In such a Guston Museum, visitors could return repeatedly
to the artist's 1970s paintings, those seemingly inexhaustible
visual commentaries on the human condition. They could also
contemplate the exemplary way in which Guston developed
and changed over the decades. There is an ethical aspect
to his career and art that has been all too rare in recent
art history, and I think this is one of the sources of his
ability to fascinate viewers like me. In addition, beyond
the rich visual, emotional and philosophical content of
the work itself, a Guston Museum would help illuminate much
art made in the years since Guston's death, for he has been
one of the main influences on American painting, both abstract
and figurative, in the last quarter century.
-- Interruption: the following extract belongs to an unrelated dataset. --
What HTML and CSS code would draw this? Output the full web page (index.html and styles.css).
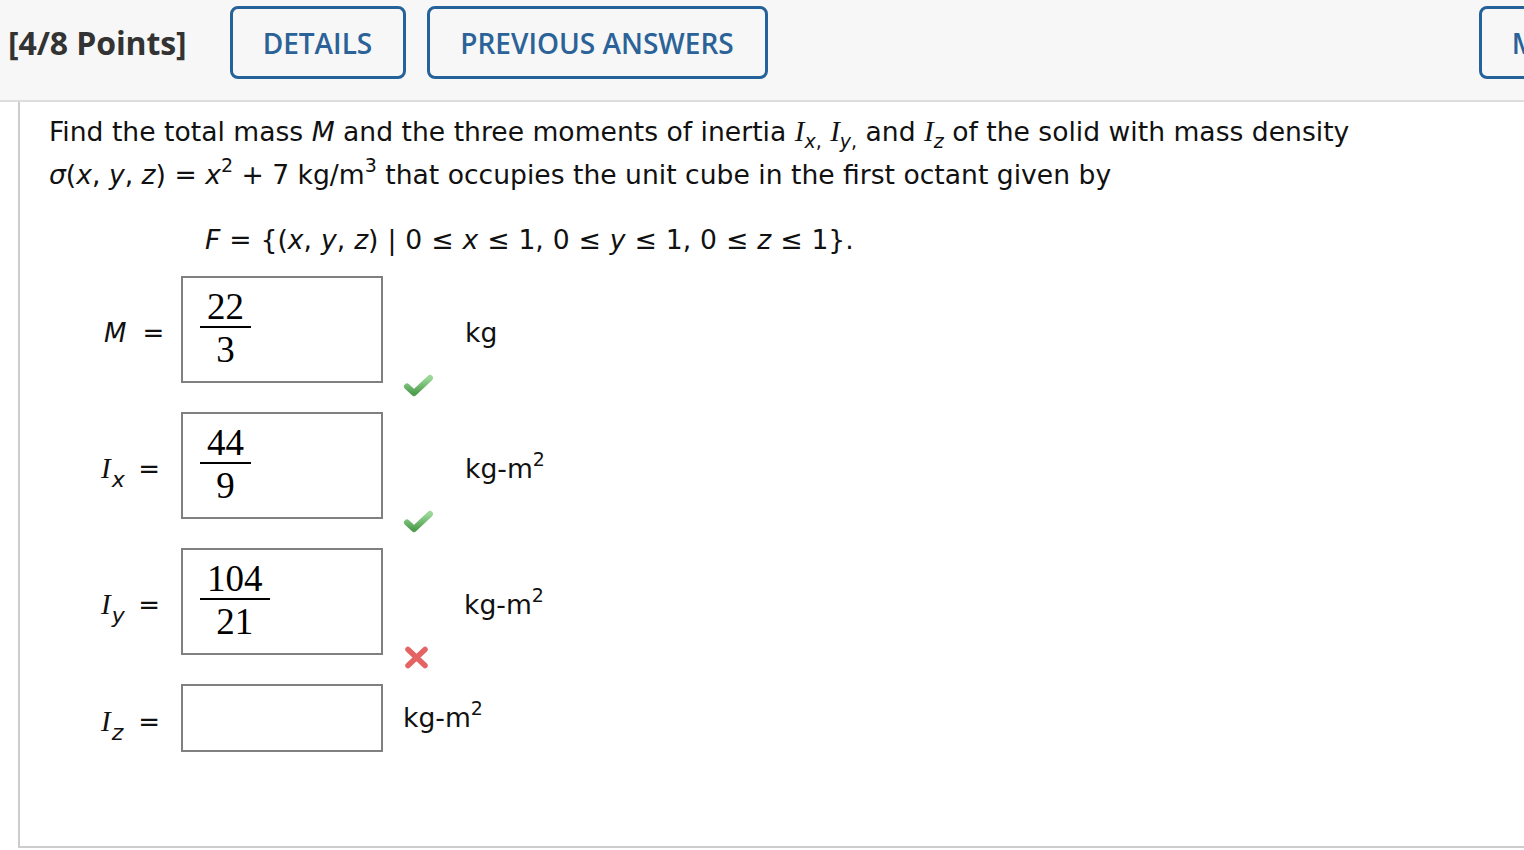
FILE: index.html
```html
<!DOCTYPE html>
<html>
<head>
<meta charset="utf-8">
<link rel="stylesheet" href="styles.css">
</head>
<body>
<header class="topbar">
  <div class="points">[4/8 Points]</div>
  <button class="btn">DETAILS</button>
  <button class="btn">PREVIOUS ANSWERS</button>
  <button class="btn btn-notes">MY NOTES</button>
</header>
<main class="panel">
  <p class="question">Find the total mass <i>M</i> and the three moments of inertia <span class="ii">I</span><sub><i>x</i>,</sub> <span class="ii">I</span><sub><i>y</i>,</sub> and <span class="ii">I</span><sub><i>z</i></sub> of the solid with mass density <i>σ</i>(<i>x</i>, <i>y</i>, <i>z</i>) = <i>x</i><sup>2</sup> + 7 kg/m<sup>3</sup> that occupies the unit cube in the first octant given by</p>
  <p class="formula"><i>F</i> = {(<i>x</i>, <i>y</i>, <i>z</i>) | 0 ≤ <i>x</i> ≤ 1, 0 ≤ <i>y</i> ≤ 1, 0 ≤ <i>z</i> ≤ 1}.</p>

  <div class="answers">
    <div class="row">
      <div class="label"><i>M</i><span class="eq">=</span></div>
      <div class="box"><span class="frac"><span class="num">22</span><span class="den">3</span></span></div>
      <div class="icon">
        <svg width="31" height="25" viewBox="0 0 31 25"><defs><linearGradient id="g1" x1="0" y1="0" x2="0" y2="1"><stop offset="0" stop-color="#9ad89a"/><stop offset="1" stop-color="#4f9f4f"/></linearGradient></defs><path d="M4 13.5 L11 20 L27 5" fill="none" stroke="url(#g1)" stroke-width="6" stroke-linecap="round" stroke-linejoin="round"/></svg>
      </div>
      <div class="unit">kg</div>
    </div>

    <div class="row">
      <div class="label"><span class="ii">I</span><sub class="lsub"><i>x</i></sub><span class="eq">=</span></div>
      <div class="box"><span class="frac"><span class="num">44</span><span class="den">9</span></span></div>
      <div class="icon">
        <svg width="31" height="25" viewBox="0 0 31 25"><defs><linearGradient id="g2" x1="0" y1="0" x2="0" y2="1"><stop offset="0" stop-color="#9ad89a"/><stop offset="1" stop-color="#4f9f4f"/></linearGradient></defs><path d="M4 13.5 L11 20 L27 5" fill="none" stroke="url(#g2)" stroke-width="6" stroke-linecap="round" stroke-linejoin="round"/></svg>
      </div>
      <div class="unit">kg-m<sup>2</sup></div>
    </div>

    <div class="row">
      <div class="label"><span class="ii">I</span><sub class="lsub"><i>y</i></sub><span class="eq">=</span></div>
      <div class="box"><span class="frac"><span class="num">104</span><span class="den">21</span></span></div>
      <div class="icon icon-x">
        <svg width="27" height="25" viewBox="0 0 27 25"><path d="M5 4.5 L22 20.5 M22 4.5 L5 20.5" fill="none" stroke="#e46464" stroke-width="5.5" stroke-linecap="round"/></svg>
      </div>
      <div class="unit">kg-m<sup>2</sup></div>
    </div>

    <div class="row">
      <div class="label"><span class="ii">I</span><sub class="lsub"><i>z</i></sub><span class="eq">=</span></div>
      <div class="box box-empty"></div>
      <div class="unit unit-plain">kg-m<sup>2</sup></div>
    </div>
  </div>
</main>
</body>
</html>
```
FILE: styles.css
```css
html, body {
  margin: 0;
  padding: 0;
  background: #ffffff;
  overflow: hidden;
  width: 1524px;
  height: 850px;
}

.topbar {
  height: 73px;
  padding: 6px 0 21px 8px;
  background: #f7f7f7;
  border-bottom: 2px solid #dddddd;
  display: flex;
  align-items: center;
  white-space: nowrap;
  overflow: hidden;
}

.points {
  font-family: "Open Sans", sans-serif;
  font-weight: 700;
  font-size: 32px;
  color: #333333;
  margin-right: 43px;
  letter-spacing: -0.1px;
}

.btn {
  height: 73px;
  box-sizing: border-box;
  border: 3px solid #26629a;
  border-radius: 8px;
  background: transparent;
  padding: 0 31px 0 30px;
  font-family: "Open Sans", sans-serif;
  font-weight: 600;
  font-size: 28px;
  color: #2b6297;
  margin-right: 21px;
  flex-shrink: 0;
  letter-spacing: 0;
}

.btn-notes {
  margin-left: 690px;
}

.panel {
  margin-left: 18px;
  height: 736px;
  border-left: 2px solid #cccccc;
  border-bottom: 2px solid #cccccc;
  padding: 8px 0 0 29px;
  font-family: "DejaVu Sans", Verdana, sans-serif;
  font-size: 26.6px;
  color: #111111;
}

.question {
  margin: 0;
  line-height: 43px;
  width: 1330px;
}

.question sup, .unit sup {
  font-size: 19px;
  line-height: 0;
  position: relative;
  vertical-align: baseline;
  top: -12px;
}

.question sub {
  font-size: 19px;
  line-height: 0;
  vertical-align: baseline;
  position: relative;
  top: 7px;
}

.ii {
  font-family: "Liberation Serif", serif;
  font-style: italic;
  font-size: 29px;
}

.formula {
  margin: 22px 0 0 156px;
  line-height: 43px;
  word-spacing: 0.5px;
}

.answers {
  margin: 15px 0 0 52px;
  display: flex;
  flex-direction: column;
  gap: 29px;
}

.row {
  display: flex;
  align-items: center;
}

.label {
  width: 80px;
  display: flex;
  align-items: baseline;
  font-size: 26px;
  margin-top: 6px;
}

.label > i {
  margin-left: 3px;
}

.lsub {
  font-size: 22px;
  position: relative;
  top: 9px;
  vertical-align: baseline;
  line-height: 0;
  margin-left: 1px;
}

.eq {
  margin-left: auto;
  margin-right: 21px;
}

.label > i + .eq {
  margin-left: 16px;
}

.box {
  width: 202px;
  height: 107px;
  box-sizing: border-box;
  border: 2px solid #808080;
  display: flex;
  align-items: center;
  padding-left: 17px;
}

.box-empty {
  height: 68px;
}

.frac {
  display: inline-flex;
  flex-direction: column;
  align-items: center;
  font-family: "Liberation Serif", serif;
  font-size: 37px;
  line-height: 37px;
  color: #000000;
  margin-top: -4px;
}

.num {
  padding: 0 7px 1px;
  border-bottom: 2px solid #000000;
}

.den {
  padding-top: 3px;
}

.icon {
  align-self: flex-end;
  margin: 0 31px -15px 20px;
  height: 25px;
  line-height: 0;
}

.icon-x {
  margin-right: 34px;
}

.unit {
  margin-top: 6px;
}

.unit-plain {
  margin-left: 20px;
  margin-top: -2px;
}
```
Given the rarity with which major American artists get
their own museums, I don't expect my fantasy Guston Museum
to actually materialize (though one prescient collector,
Edward R. Broida, owns enough Gustons to launch such an
institution practically by himself), but seeing the traveling
Guston retrospective at tile Metropolitan Museum of Art
last fall and winter made me yearn for it all the more.
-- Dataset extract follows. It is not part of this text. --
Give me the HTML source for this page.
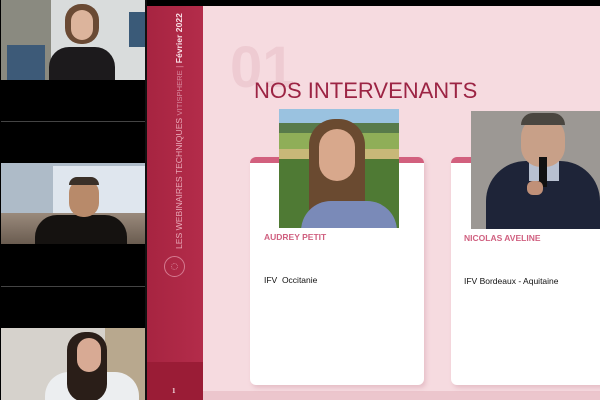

This is the first full-scale Guston survey in this country
since the artist's death in 1980 (less than a month before
Guston died, a big exhibition of his work began a national
tour; in 1988 the Museum of Modern Art in New York mounted
a show of Guston's drawings that spanned his career). The
earliest works in the show date from 1930, when the precocious
17-year-old was cribbing effortlessly from Picasso and de
Chirico, and the last from 1980, when, slowed by a heart
attack the year before (a second attack would prove fatal
on June 7, 1980), the artist turned to acrylic and ink to
add a few final episodes to his darkly comic chronicle.